Task 5: Measurements on the MDT test engine
Measured data of the MDT test engine is needed for development and validation of the detailed engine model. MDT has a large test engine database already but some data relevant to this project is still missing. Methods and equipment have been developed in earlier projects by MDT, DTU-MEK and RISØ DTU but a significant effort needs to be made in order to combine them to produce relevant data needed for this project.
Task 5.1 Time resolved flame radiance spectra:
In-cylinder measurements will be performed with a spectrometric technique that covers a wide spectral range of light emission from diesel engine flames. This comprises soot radiation (VIS and near-IR) as well as gas radiation (mid-IR). The method is fast enough to resolve the transient radiation from a slow running marine diesel engine. The field of view is narrow, so that the spectrum is collected from a well defined line of sight. The measurements will provide time resolved spectra of flame radiance that will be used to validate the CFD model directly. Furthermore, the data may be used to determine the time resolved flame temperature and radiant heat transfer to the wall that will be used for model validation as well. As a supplement tests may be performed at MDT fuel injection testrigs to measure specifically the absorptions characteristics of large engine fuel sprays.

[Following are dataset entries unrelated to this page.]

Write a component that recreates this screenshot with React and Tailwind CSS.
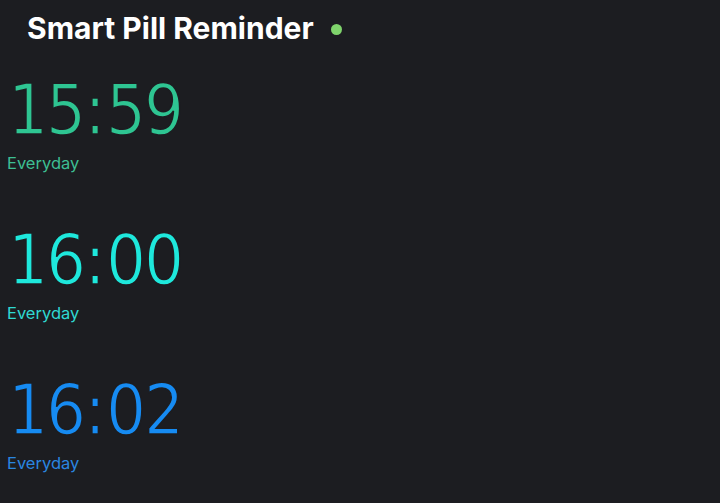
const items = [
  { t: "15:59", c: "text-[#2ec592]", s: "text-[#3dbf93]" },
  { t: "16:00", c: "text-[#1ee8dc]", s: "text-[#2fd9d2]" },
  { t: "16:02", c: "text-[#168bf2]", s: "text-[#2a86e0]" },
];

function Time({ t, c }) {
  return (
    <div
      className={`${c} flex font-['DejaVu_Sans_Condensed','DejaVu_Sans',sans-serif] text-[70px] leading-[64px] [-webkit-text-stroke:1.5px_#1c1d21] [paint-order:fill_stroke]`}
    >
      {t.split("").map((ch, i) =>
        ch === ":" ? (
          <span key={i} className="w-[22px] text-center">:</span>
        ) : (
          <span key={i} className="w-[38px] text-center">{ch}</span>
        )
      )}
    </div>
  );
}

export default function App() {
  return (
    <div className="w-[720px] h-[503px] bg-[#1c1d21] overflow-hidden">
      <div className="flex items-center h-[56px] pl-[27px] gap-[17px]">
        <span className="text-white text-[30px] font-bold font-['Inter',sans-serif] leading-none">
          Smart Pill Reminder
        </span>
        <span className="w-[11px] h-[11px] rounded-full bg-[#7fd46c] mt-[2px]" />
      </div>
      <div className="flex flex-col">
        {items.map((it) => (
          <div key={it.t} className="h-[150px] pl-[8px] pt-[22px]">
            <Time t={it.t} c={it.c} />
            <div className={`${it.s} font-['Inter',sans-serif] text-[16.5px] leading-[20px] mt-[11px] -ml-[1px]`}>
              Everyday
            </div>
          </div>
        ))}
      </div>
    </div>
  );
}
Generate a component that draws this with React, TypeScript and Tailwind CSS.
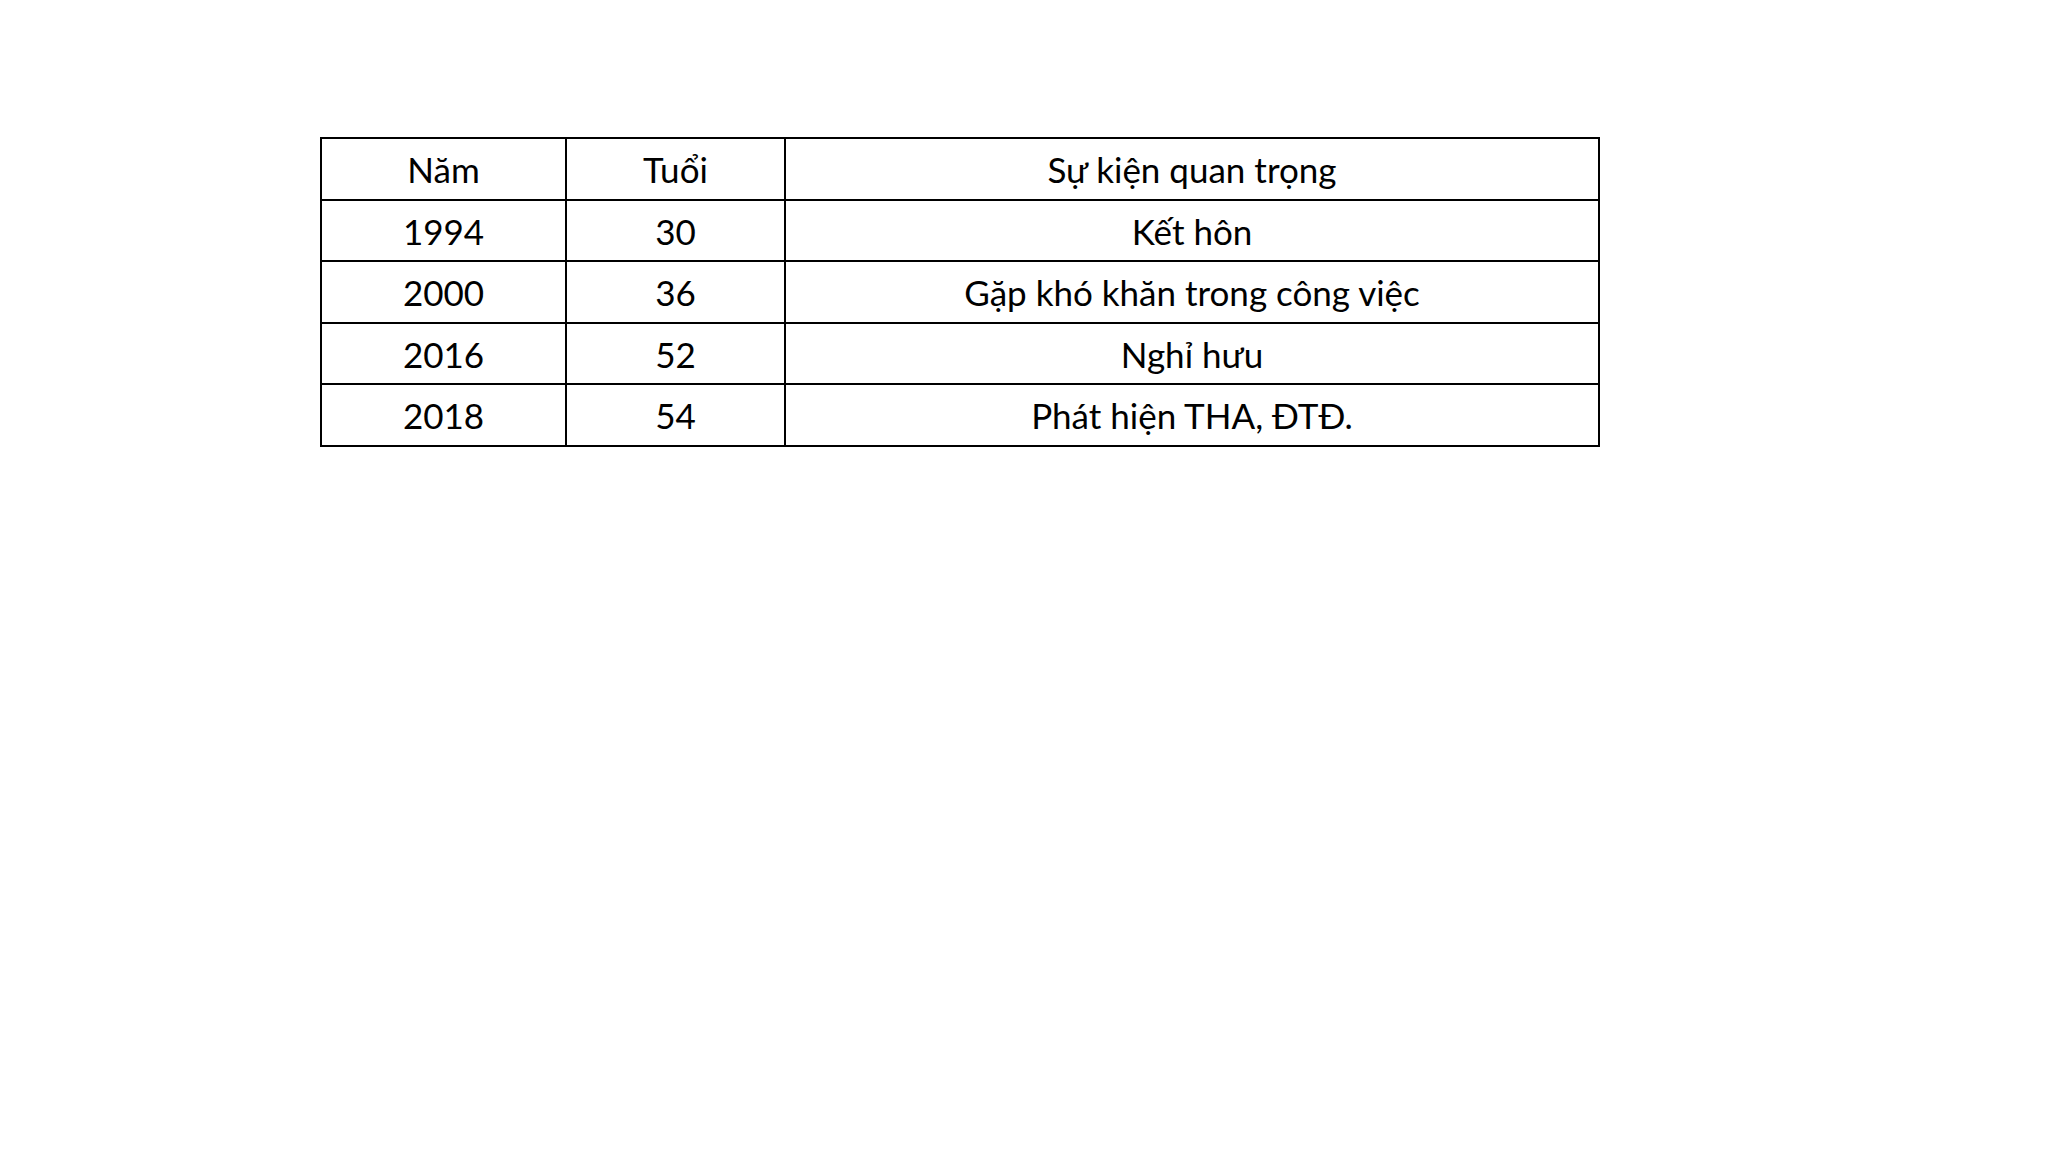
const ROWS: [string, string, string][] = [
  ['Năm', 'Tuổi', 'Sự kiện quan trọng'],
  ['1994', '30', 'Kết hôn'],
  ['2000', '36', 'Gặp khó khăn trong công việc'],
  ['2016', '52', 'Nghỉ hưu'],
  ['2018', '54', 'Phát hiện THA, ĐTĐ.'],
];

export default function App() {
  return (
    <div className="w-[2048px] h-[1152px] bg-white overflow-hidden pt-[137px] pl-[320px] font-['Lato','Open_Sans',sans-serif] text-black">
      <div className="grid grid-cols-[245px_219px_814px] w-[1280px] border-l-2 border-t-2 border-black">
        {ROWS.map((row, i) =>
          row.map((cell, j) => (
            <div
              key={`${i}-${j}`}
              className="h-[61.5px] flex items-center justify-center pt-[2px] border-r-2 border-b-2 border-black text-[35px] leading-none"
            >
              {cell}
            </div>
          )),
        )}
      </div>
    </div>
  );
}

Task 5.2 Time resolved wall temperature and heat flux:
Thin film thermocouples with thermal conductivity and absorbance that is equivalent with the wall material will be used at relevant locations in the combustion chamber. The acquired temperatures provide important information for setting accurate, time resolved wall boundary conditions in the CFD model. The measured heat flux comprises both convective and radiant heat transfer from the gases. By subtracting the radiant heat transfer measured in Task 5.3 a measure of the time resolved convective heat transfer is also provided. This is important for validating the convective heat transfer near the wall which is always critical with turbulence models.